Anna Muylaert diz que ficou, naturalmente, feliz de ser a homenageada da 18ª edição da Mostra CineBH, mas também um pouco desconcertada. “Eu, como mulher educada numa sociedade que desvaloriza a mulher, não sou muito acostumada com isso. Tem um lado que fica: 'meu Deus, eu não mereço'. Mas, enfim, se acham que mereço, fico mesmo feliz”, afirma. Ela comenta que chegou aos 60 neste ano, o que reveste de um caráter especial o tributo.

 




“Quando tem essa homenagem e reúnem todos os seus filmes, você toma consciência do tamanho daquilo que fez. Some-se a isso o fato de que tenho paixão por Minas Gerais. Fui ver o novo filme do André Novais (“O dia que te conheci”) por esses dias e fiquei apaixonada. Como paulista, entendo os mineiros como seres superiores. Tenho muito respeito por essa cultura”, diz.

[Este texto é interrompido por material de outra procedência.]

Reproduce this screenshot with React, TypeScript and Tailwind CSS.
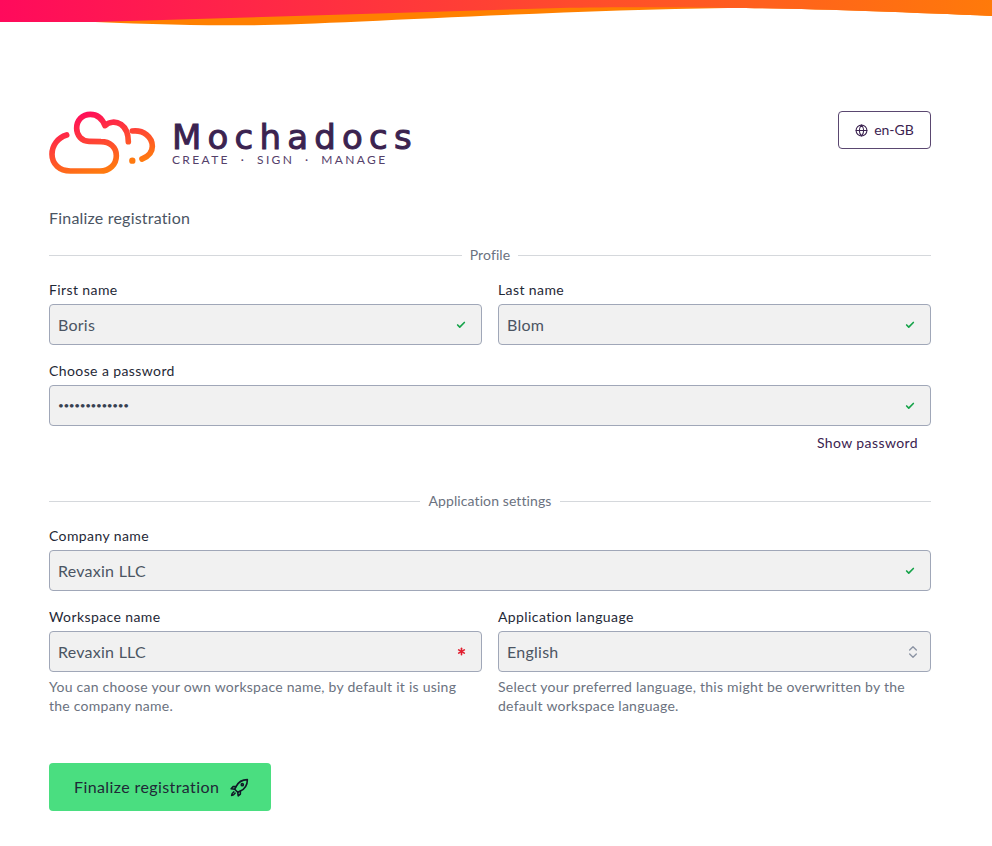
import { Check, Globe, ChevronsUpDown, Asterisk } from 'lucide-react';

function TopWave() {
  return (
    <svg viewBox="0 0 992 26" preserveAspectRatio="none" className="block w-full h-[26px]">
      <defs>
        <linearGradient id="wave" x1="0" y1="0" x2="1" y2="0">
          <stop offset="0" stopColor="#ff0a5c" />
          <stop offset="1" stopColor="#ff7a0a" />
        </linearGradient>
      </defs>
      <path d="M0 22 L95 22 C150 24.5 210 25.5 253 25.3 C340 24 560 10 728 8 C800 8 900 12 992 16 L992 0 L0 0 Z" fill="#ff8000" />
      <path d="M0 22 L95 22 L560 8 C610 7 680 7 728 8 C800 8 900 12 992 16 L992 0 L0 0 Z" fill="url(#wave)" />
    </svg>
  );
}

function Logo() {
  return (
    <div className="flex items-start gap-[15px]">
      <svg viewBox="12 15 324 195" className="w-[108px] h-[65px] shrink-0" fill="none">
        <defs>
          <linearGradient id="cloud" gradientUnits="userSpaceOnUse" x1="100" y1="22" x2="150" y2="205">
            <stop offset="0" stopColor="#ff0a5c" />
            <stop offset="1" stopColor="#ff7a10" />
          </linearGradient>
        </defs>
        <path
          d="M65 90 C38 98 21 122 21 148 C21 178 44 198 76 198 L165 198 C194 198 214 178 214 152 C214 126 194 110 168 110 L132 109 C110 108 95 92 95 70 C95 46 112 28 136 28 C157 28 172 42 180 62 C192 50 212 48 228 58 C242 68 250 86 250 110"
          stroke="url(#cloud)"
          strokeWidth="17"
          strokeLinecap="round"
          strokeLinejoin="round"
        />
        <path
          d="M262 78 C296 74 322 96 322 124 C322 142 310 155 291 162"
          stroke="url(#cloud)"
          strokeWidth="17"
          strokeLinecap="round"
        />
        <circle cx="262" cy="167" r="9.5" fill="#ff7a10" />
      </svg>
      <div className="pt-[9px]">
        <div className="font-['DejaVu_Sans',sans-serif] text-[34px] leading-[36px] tracking-[6.2px] text-[#3b2350] [-webkit-text-stroke:1px_#3b2350]">Mochadocs</div>
        <div className="text-[12px] leading-[10px] tracking-[2.35px] text-[#54406a] whitespace-pre">CREATE  ·  SIGN  ·  MANAGE</div>
      </div>
    </div>
  );
}

function Divider({ label }: { label: string }) {
  return (
    <div className="flex items-center gap-2 text-sm leading-5 text-[#6b7280]">
      <div className="flex-1 border-t border-[#d5d8dc]" />
      <span className="tracking-[0.1px]">{label}</span>
      <div className="flex-1 border-t border-[#d5d8dc]" />
    </div>
  );
}

function Field({ label, value, icon, small }: { label: string; value: string; icon: React.ReactNode; small?: boolean }) {
  return (
    <div>
      <label className="block text-sm leading-5 mb-[4px] tracking-[0.4px] text-[#1f2937]">{label}</label>
      <div className="h-[41px] flex items-center justify-between pl-2 pr-[15px] bg-[#f1f1f1] border border-[#a0a7b8] rounded-[4px]">
        <span className={small ? 'text-[10px] tracking-[-0.37px] text-[#374151]' : 'text-base tracking-[0.25px] text-[#4b5563]'}>{value}</span>
        {icon}
      </div>
    </div>
  );
}

const ok = <Check className="w-[10px] h-[10px] text-[#16a34a]" strokeWidth={4} />;

export default function App() {
  return (
    <div className="min-h-[846px] bg-white font-['Lato',sans-serif]">
      <TopWave />
      <div className="pt-[84px] pl-[49px] pr-[61px]">
        <div className="flex items-start justify-between">
          <Logo />
          <button className="mt-[1px] w-[93px] h-[38px] flex items-center justify-center gap-[6px] border border-[#5a4770] rounded-[4px] text-sm text-[#3b2350]">
            <Globe className="w-[13px] h-[13px]" />
            en-GB
          </button>
        </div>
        <h1 className="mt-[31px] text-base leading-6 tracking-[0.2px] text-[#4b5563] font-normal">Finalize registration</h1>
        <div className="mt-[15px]"><Divider label="Profile" /></div>
        <div className="mt-[15px] grid grid-cols-2 gap-x-4">
          <Field label="First name" value="Boris" icon={ok} />
          <Field label="Last name" value="Blom" icon={ok} />
        </div>
        <div className="mt-[16px]">
          <Field label="Choose a password" value="•••••••••••••" small icon={ok} />
        </div>
        <div className="mt-[7px] pr-[13px] text-right text-sm leading-5 tracking-[0.4px] text-[#3b2350]">Show password</div>
        <div className="mt-[38px]"><Divider label="Application settings" /></div>
        <div className="mt-[15px]">
          <Field label="Company name" value="Revaxin LLC" icon={ok} />
        </div>
        <div className="mt-[16px] grid grid-cols-2 gap-x-4">
          <div>
            <Field label="Workspace name" value="Revaxin LLC" icon={<Asterisk className="w-[13px] h-[13px] -mr-[2px] text-[#e11d2e]" strokeWidth={3} />} />
            <p className="mt-[5px] pr-[12px] text-sm leading-[19px] tracking-[0.25px] text-[#6b7280]">You can choose your own workspace name, by default it is using the company name.</p>
          </div>
          <div>
            <Field label="Application language" value="English" icon={<ChevronsUpDown className="w-4 h-4 -mr-[6px] text-[#8b93a3]" />} />
            <p className="mt-[5px] pr-[12px] text-sm leading-[19px] tracking-[0.25px] text-[#6b7280]">Select your preferred language, this might be overwritten by the default workspace language.</p>
          </div>
        </div>
        <button className="mt-[48px] w-[222px] h-[48px] pl-[25px] flex items-center gap-[10px] bg-[#4ade80] rounded-[4px] text-base tracking-[0.4px] text-[#1f2937]">
          Finalize registration
          <svg viewBox="0 0 24 24" className="w-[21px] h-[21px] text-[#111827]" fill="none" stroke="currentColor" strokeWidth="1.8" strokeLinecap="round" strokeLinejoin="round">
            <path d="M21 3 C15 3 10.5 6 8 11 L6.5 14 L10 17.5 L13 16 C18 13.5 21 9 21 3 Z" />
            <circle cx="15.2" cy="8.8" r="1.2" />
            <path d="M8 11 H4.5 L2.5 13.5 L6.5 14" />
            <path d="M13 16 V19.5 L10.5 21.5 L10 17.5" />
            <path d="M5.5 17 C4 18 3 19.5 3 21 C4.5 21 6 20 7 18.5" />
          </svg>
        </button>
      </div>
    </div>
  );
}
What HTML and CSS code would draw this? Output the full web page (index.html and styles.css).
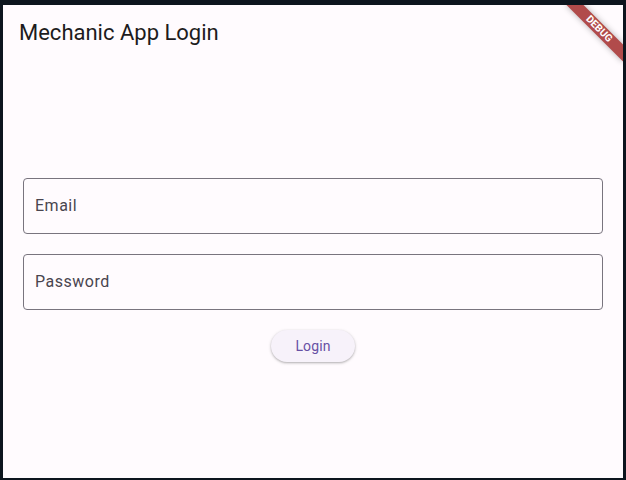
FILE: index.html
```html
<!DOCTYPE html>
<html lang="en">
<head>
<meta charset="utf-8">
<title>Mechanic App Login</title>
<link rel="stylesheet" href="styles.css">
</head>
<body>
<div class="app">
  <header class="appbar">
    <h1 class="title">Mechanic App Login</h1>
  </header>
  <main class="content">
    <form class="form">
      <label class="field"><input class="input" type="email" placeholder="Email"></label>
      <label class="field"><input class="input" type="password" placeholder="Password"></label>
      <button class="btn" type="button">Login</button>
    </form>
  </main>
  <div class="debug">DEBUG</div>
</div>
</body>
</html>
```

FILE: styles.css
```css
html, body {
  margin: 0;
  height: 100%;
}
body {
  background: #0d151e;
  box-sizing: border-box;
  padding: 5px 3px 2px 3px;
  font-family: Roboto, "Noto Sans", sans-serif;
}
.app {
  position: relative;
  overflow: hidden;
  height: 100%;
  background: #fffbfe;
  display: flex;
  flex-direction: column;
}
.appbar {
  height: 56px;
  flex: 0 0 56px;
  display: flex;
  align-items: center;
  padding-left: 16px;
}
.title {
  margin: 0;
  font-size: 22px;
  font-weight: 400;
  color: #1d1b20;
  line-height: 28px;
}
.content {
  flex: 1;
  display: flex;
  align-items: center;
  padding: 0 20px;
}
.form {
  width: 100%;
  display: flex;
  flex-direction: column;
  align-items: center;
  gap: 20px;
}
.field {
  display: block;
  width: 100%;
}
.input {
  display: block;
  width: 100%;
  box-sizing: border-box;
  height: 56px;
  border: 1px solid #79747e;
  border-radius: 4px;
  background: transparent;
  padding: 0 11px;
  font-family: Roboto, sans-serif;
  font-size: 16px;
  letter-spacing: 0.5px;
  color: #1d1b20;
  outline: none;
}
.input::placeholder {
  color: #49454f;
  opacity: 1;
}
.btn {
  height: 32px;
  padding: 0 24px;
  border: none;
  border-radius: 16px;
  background: #f7f2fa;
  color: #6750a4;
  font-family: Roboto, sans-serif;
  font-size: 14px;
  font-weight: 400;
  letter-spacing: 0.1px;
  box-shadow: 0 1px 2px rgba(0,0,0,0.22), 0 1px 3px 1px rgba(0,0,0,0.08);
  cursor: pointer;
}
.debug {
  position: absolute;
  top: 18px;
  right: -16px;
  width: 80px;
  height: 12px;
  transform: rotate(45deg);
  background: #b14b4b;
  box-shadow: 0 0 6px rgba(0,0,0,0.3);
  color: #fff;
  font-family: Roboto, sans-serif;
  font-size: 10.2px;
  font-weight: 700;
  line-height: 12px;
  text-align: center;
}
```
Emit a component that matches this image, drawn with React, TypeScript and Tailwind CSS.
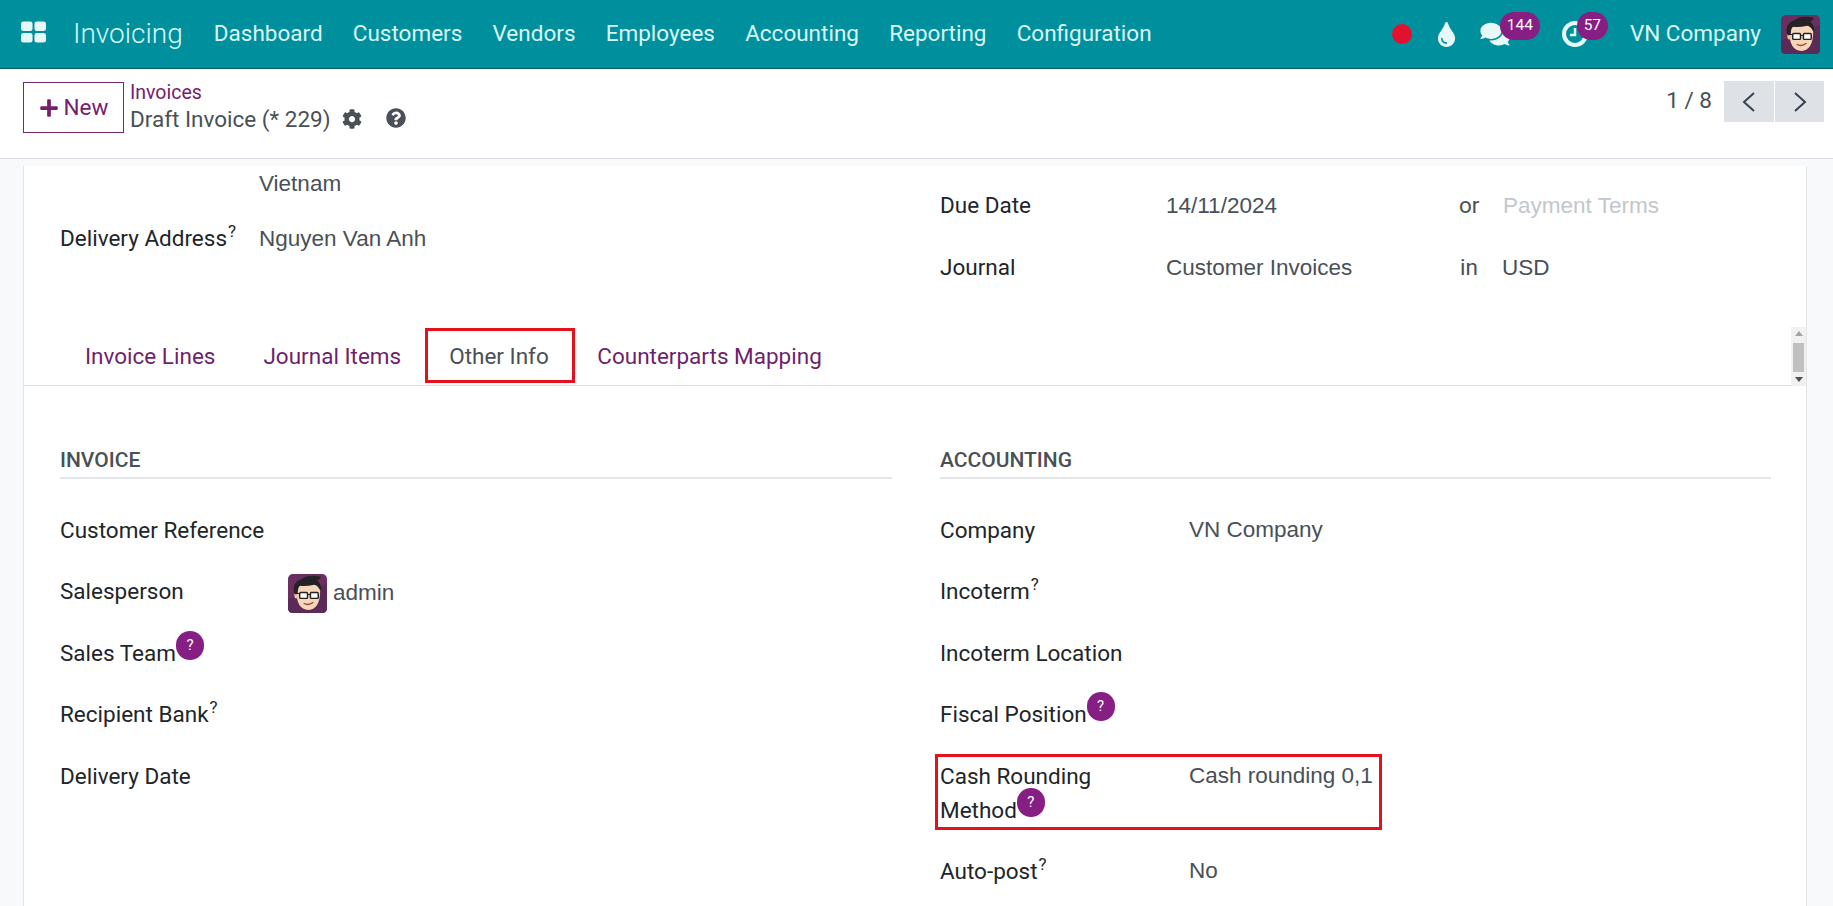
import React from "react";
import { FaCog, FaComments, FaPlus, FaQuestionCircle, FaTint } from "react-icons/fa";

function Avatar({ className }: { className: string }) {
  return (
    <svg viewBox="0 0 40 40" className={className}>
      <rect width="40" height="40" rx="5" fill="#6a2f60" />
      <path d="M0 26 L0 35 Q0 40 5 40 L35 40 Q40 40 40 35 L40 10 Z" fill="#5b2a56" />
      <path d="M9 17 Q8 36 21 37 Q33 36 33 17 Q30 9 20 9 Q11 10 9 17Z" fill="#f6d6b8" />
      <ellipse cx="8.5" cy="22" rx="2" ry="3" fill="#f0c6a4" />
      <path d="M6 19 Q4 8 14 5 Q22 0 34 3 Q32 6 30 7 Q35 11 34 18 Q32 12 27 11 Q18 13 12 12 Q10 14 10 20 L8 21Z" fill="#252226" />
      <rect x="12" y="19" width="8" height="6" rx="1" fill="#fff" stroke="#222" strokeWidth="1.5" />
      <rect x="23" y="19" width="8" height="6" rx="1" fill="#fff" stroke="#222" strokeWidth="1.5" />
      <path d="M20 21 L23 21 M8 20 L12 20" stroke="#222" strokeWidth="1.2" />
      <path d="M16 30 Q21 33 26 29" stroke="#9a4a3a" strokeWidth="1.3" fill="none" />
    </svg>
  );
}

function Hint() {
  return <sup className="text-[17px] ml-[1px] text-[#212529] relative top-[-9px] align-baseline">?</sup>;
}

function Bubble() {
  return (
    <span className="inline-flex w-[28px] h-[29px] rounded-full bg-[#861e84] text-white text-[15px] leading-none items-center justify-center align-top mt-[-5px]">
      ?
    </span>
  );
}

function Row({ label, value, hint, bubble }: { label: React.ReactNode; value?: React.ReactNode; hint?: boolean; bubble?: boolean }) {
  return (
    <div className="flex leading-[34px] pb-[27.5px]">
      <div className="w-[249px] shrink-0 text-[#212529]">
        {label}
        {hint && <Hint />}
        {bubble && <Bubble />}
      </div>
      {value && <div className="h-[34px] text-[#495057] [font-family:'Liberation_Sans',sans-serif] text-[22.5px]">{value}</div>}
    </div>
  );
}

function Tab({ children, active }: { children: React.ReactNode; active?: boolean }) {
  return (
    <div className={`px-[24px] flex items-center h-[56px] ${active ? "text-[#495057]" : "text-[#6f1f6d]"}`}>{children}</div>
  );
}

export default function App() {
  return (
    <div className="h-[906px] w-[1833px] overflow-hidden bg-[#f8f9fb] [font-family:Roboto,sans-serif] text-[22.5px] flex flex-col">
      <header className="h-[69px] shrink-0 bg-[#008f9d] border-b border-[#05606b] flex items-center text-[#d9f6f6]">
        <svg viewBox="0 0 26 22" className="w-[25px] h-[22px] ml-[21px] mt-[-4px]">
          <rect x="0" y="0" width="12" height="10" rx="2.5" fill="#e6f8f8" />
          <rect x="14" y="0" width="12" height="10" rx="2.5" fill="#e6f8f8" />
          <rect x="0" y="12" width="12" height="10" rx="2.5" fill="#e6f8f8" />
          <rect x="14" y="12" width="12" height="10" rx="2.5" fill="#e6f8f8" />
        </svg>
        <div className="text-[28px] ml-[27px] font-light">Invoicing</div>
        <nav className="flex gap-[30.2px] ml-[31px]">
          <span>Dashboard</span>
          <span>Customers</span>
          <span>Vendors</span>
          <span>Employees</span>
          <span>Accounting</span>
          <span>Reporting</span>
          <span>Configuration</span>
        </nav>
        <div className="ml-auto flex items-center">
          <span className="w-[20px] h-[20px] rounded-full bg-[#e3102f]" />
          <FaTint className="w-[19px] h-[25px] ml-[25px] text-[#e6f8f8]" />
          <div className="relative ml-[24px]">
            <FaComments className="w-[30px] h-[26px] text-[#e6f8f8]" />
            <span className="absolute left-[20px] top-[-9px] w-[40px] h-[28px] rounded-full bg-[#861e84] text-white text-[15.5px] flex items-center justify-center">144</span>
          </div>
          <div className="relative ml-[52px] w-[26px] h-[26px]">
            <svg viewBox="0 0 26 26" className="w-[26px] h-[26px]">
              <circle cx="13" cy="13" r="11" fill="none" stroke="#e6f8f8" strokeWidth="4" />
              <path d="M13 7 V14 H8" fill="none" stroke="#e6f8f8" strokeWidth="2.5" />
            </svg>
            <span className="absolute left-[15px] top-[-9px] w-[31px] h-[28px] rounded-full bg-[#861e84] text-white text-[15.5px] flex items-center justify-center">57</span>
          </div>
          <span className="ml-[42px]">VN Company</span>
          <Avatar className="w-[39px] h-[39px] ml-[20px] mr-[13px]" />
        </div>
      </header>

      <section className="h-[90px] shrink-0 bg-white border-b border-[#d8dce3] flex pl-[23px] pr-[9px] relative">
        <button className="mt-[13px] w-[101px] h-[51px] border border-[#74276f] text-[#74206f] flex items-center justify-center gap-[5px]">
          <FaPlus className="w-[20px] h-[20px]" />
          New
        </button>
        <div className="ml-[6px] mt-[11px]">
          <div className="text-[#74206f] text-[19.5px] leading-[26px]">Invoices</div>
          <div className="flex items-center text-[#495057] leading-[26px]">
            Draft Invoice (* 229)
            <FaCog className="w-[20px] h-[20px] ml-[11px]" />
            <FaQuestionCircle className="w-[20px] h-[20px] ml-[24px] mt-[-3px]" />
          </div>
        </div>
        <div className="ml-auto flex items-start mt-[12px]">
          <span className="text-[#495057] leading-[38px] mr-[12px]">1 / 8</span>
          <div className="flex gap-px">
            <div className="w-[50px] h-[41px] bg-[#dee2e6] flex items-center justify-center">
              <svg viewBox="0 0 14 22" className="w-[14px] h-[22px]"><path d="M12 2 L2 11 L12 20" fill="none" stroke="#374151" strokeWidth="2" /></svg>
            </div>
            <div className="w-[49px] h-[41px] bg-[#dee2e6] flex items-center justify-center">
              <svg viewBox="0 0 14 22" className="w-[14px] h-[22px]"><path d="M2 2 L12 11 L2 20" fill="none" stroke="#374151" strokeWidth="2" /></svg>
            </div>
          </div>
        </div>
      </section>

      <main className="ml-[23px] w-[1784px] mt-[7px] flex-1 bg-white border-x border-[#e2e5ea] flex flex-col">
        <div className="h-[162px] shrink-0 flex gap-[48px] px-[36px] pt-[1px]">
          <div className="w-[832px] shrink-0">
            <div className="pl-[199px] leading-[34px] text-[#495057] [font-family:'Liberation_Sans',sans-serif] text-[22.5px]">Vietnam</div>
            <div className="flex leading-[34px] mt-[21px]">
              <div className="w-[199px] text-[#212529] leading-[32px]">Delivery Address<Hint /></div>
              <div className="text-[#495057] [font-family:'Liberation_Sans',sans-serif] text-[22.5px]">Nguyen Van Anh</div>
            </div>
          </div>
          <div className="w-[831px] shrink-0 pt-[22px] leading-[34px]">
            <div className="flex">
              <div className="w-[226px] text-[#212529] leading-[32px]">Due Date</div>
              <div className="w-[293px] text-[#495057] [font-family:'Liberation_Sans',sans-serif] text-[22.5px]">14/11/2024</div>
              <div className="w-[44px] text-[#495057] leading-[32px]">or</div>
              <div className="text-[#c2c7cd] [font-family:'Liberation_Sans',sans-serif] text-[22.5px]">Payment Terms</div>
            </div>
            <div className="flex mt-[28px]">
              <div className="w-[226px] text-[#212529] leading-[32px]">Journal</div>
              <div className="w-[293px] text-[#495057] [font-family:'Liberation_Sans',sans-serif] text-[22.5px]">Customer Invoices</div>
              <div className="w-[43px] text-[#495057] pl-[1px] leading-[32px]">in</div>
              <div className="text-[#495057] [font-family:'Liberation_Sans',sans-serif] text-[22.5px]">USD</div>
            </div>
          </div>
        </div>

        <div className="h-[58px] shrink-0 border-b border-[#dde0e5] flex items-end pl-[37px] relative">
          <Tab>Invoice Lines</Tab>
          <Tab>Journal Items</Tab>
          <Tab active>Other Info</Tab>
          <div className="pl-[0.5px]"><Tab>Counterparts Mapping</Tab></div>
          <div className="absolute left-[401px] top-[0px] w-[150px] h-[55px] border-[3px] border-[#e5101c]" />
          <div className="absolute right-0 top-[-1px] w-[15px] h-[59px] bg-[#f1f1f1] flex flex-col items-center justify-between py-[4px]">
            <span className="w-0 h-0 border-x-[4px] border-x-transparent border-b-[5px] border-b-[#a3a3a3]" />
            <span className="w-[11px] h-[29px] bg-[#c0c0c0] mt-[2px]" />
            <span className="w-0 h-0 border-x-[4px] border-x-transparent border-t-[5px] border-t-[#505050]" />
          </div>
        </div>

        <div className="flex gap-[48px] px-[36px] pt-[57px]">
          <div className="w-[832px] shrink-0">
            <h3 className="text-[21px] leading-[34px] font-medium uppercase text-[#495057] border-b-2 border-[#e3e5e8] mb-[33.5px]">Invoice</h3>
            <Row label="Customer Reference" />
            <Row
              label="Salesperson"
              value={
                <span className="flex items-center gap-[6px] ml-[-21px] h-[38px]">
                  <Avatar className="w-[39px] h-[39px]" /> admin
                </span>
              }
            />
            <Row label="Sales Team" bubble />
            <Row label="Recipient Bank" hint />
            <Row label="Delivery Date" />
          </div>
          <div className="w-[831px] shrink-0">
            <h3 className="text-[21px] leading-[34px] font-medium uppercase text-[#495057] border-b-2 border-[#e3e5e8] mb-[33.5px]">Accounting</h3>
            <Row label="Company" value="VN Company" />
            <Row label="Incoterm" hint />
            <Row label="Incoterm Location" />
            <Row label="Fiscal Position" bubble />
            <div className="relative">
              <Row label={<span className="block w-[190px]">Cash Rounding Method<Bubble /></span>} value="Cash rounding 0,1" />
              <div className="absolute left-[-5px] top-[-5px] w-[447px] h-[76px] border-[3px] border-[#e5101c]" />
            </div>
            <Row label="Auto-post" hint value="No" />
          </div>
        </div>
      </main>
    </div>
  );
}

Na verdade, a Mostra Homenagem não reúne todos os filmes de Anna, mas um conjunto bastante representativo.

 


Além de seu novo longa, “O clube das mulheres de negócios”, que marca a abertura da 18ª CineBH, integram a programação “Durval Discos” (2002), “Que horas ela volta?” (2015), “Mãe só há uma” (2016) e “Alvorada” (2022), além de dois curtas indicados por ela – “O nosso pai” (2022) e “Um café com meu avô Durval” (2021). “A ideia inicial era botar todos os meus filmes, mas alguns tiveram problemas de exibição. Entrei mais para cuidar dos curtas”, comenta.

 


Foco no assédio


Quando fala em “sociedade que desvaloriza a mulher”, a cineasta tange um tema central em “O clube das mulheres de negócios”: o abuso e o assédio sexual. Ela diz que a motivação para realizar o filme, rodado em julho de 2022, em São Paulo, foi seu pasmo com o estado atual das coisas, nos campos político e social.

 


“Fiz esse trabalho movida por um sentimento de estupefação diante do caminho histórico que a política brasileira tomou de 2016 em diante, com todos esses demônios que saíram do armário e se esparramaram por aí. Não é que isso seja novo, mas tomou um aspecto explícito. Deu em mim uma revolta e uma vontade de trabalhar também com uma linguagem mais explícita”, afirma.

 


Em “O clube das mulheres de negócios”, Jongo (Luís Miranda), fotógrafo renomado, chega de manhã ao lado do jovem e inexperiente jornalista Candinho (Rafael Vitti) em um clube de campo decadente da alta sociedade de São Paulo, comandado por Cesárea (Cristina Pereira) e sua fiel escudeira, Brasília (Louise Cardoso) – um ambiente onde metade das mulheres estão envolvidas com a Justiça, e onde Candinho viverá um dia de revelações que o farão repensar sua identidade, segundo a sinopse.

 


Anna pondera que caberia a um crítico de cinema apontar o traço mais marcante de sua filmografia, mas não se furta a uma autoavaliação. “Acho que existe um esforço no sentido de tirar o que está embaixo do tapete e colocar em cima, fazer reverberar o que está posto, mas não é falado. Isso vem desde 'Durval Discos' até 'O clube', que traz esse tema em que ninguém gosta de tocar, que é o assédio e a reação da mulher.”

 


A cineasta estará em BH para a sessão de abertura da Mostra. Ela julga que “é mais fácil ver algumas coisas numa obra audiovisual do que na realidade, que tem cheiro, volume, densidade”. Ela retorna para São Paulo no dia seguinte, porque está às voltas com um novo trabalho. “Gostaria de ficar mais para acompanhar a mostra, mas estou marcando a luz do filme que rodei no ano passado, que se chama 'A melhor mãe do mundo' e tem previsão de lançamento para 2025”, conta.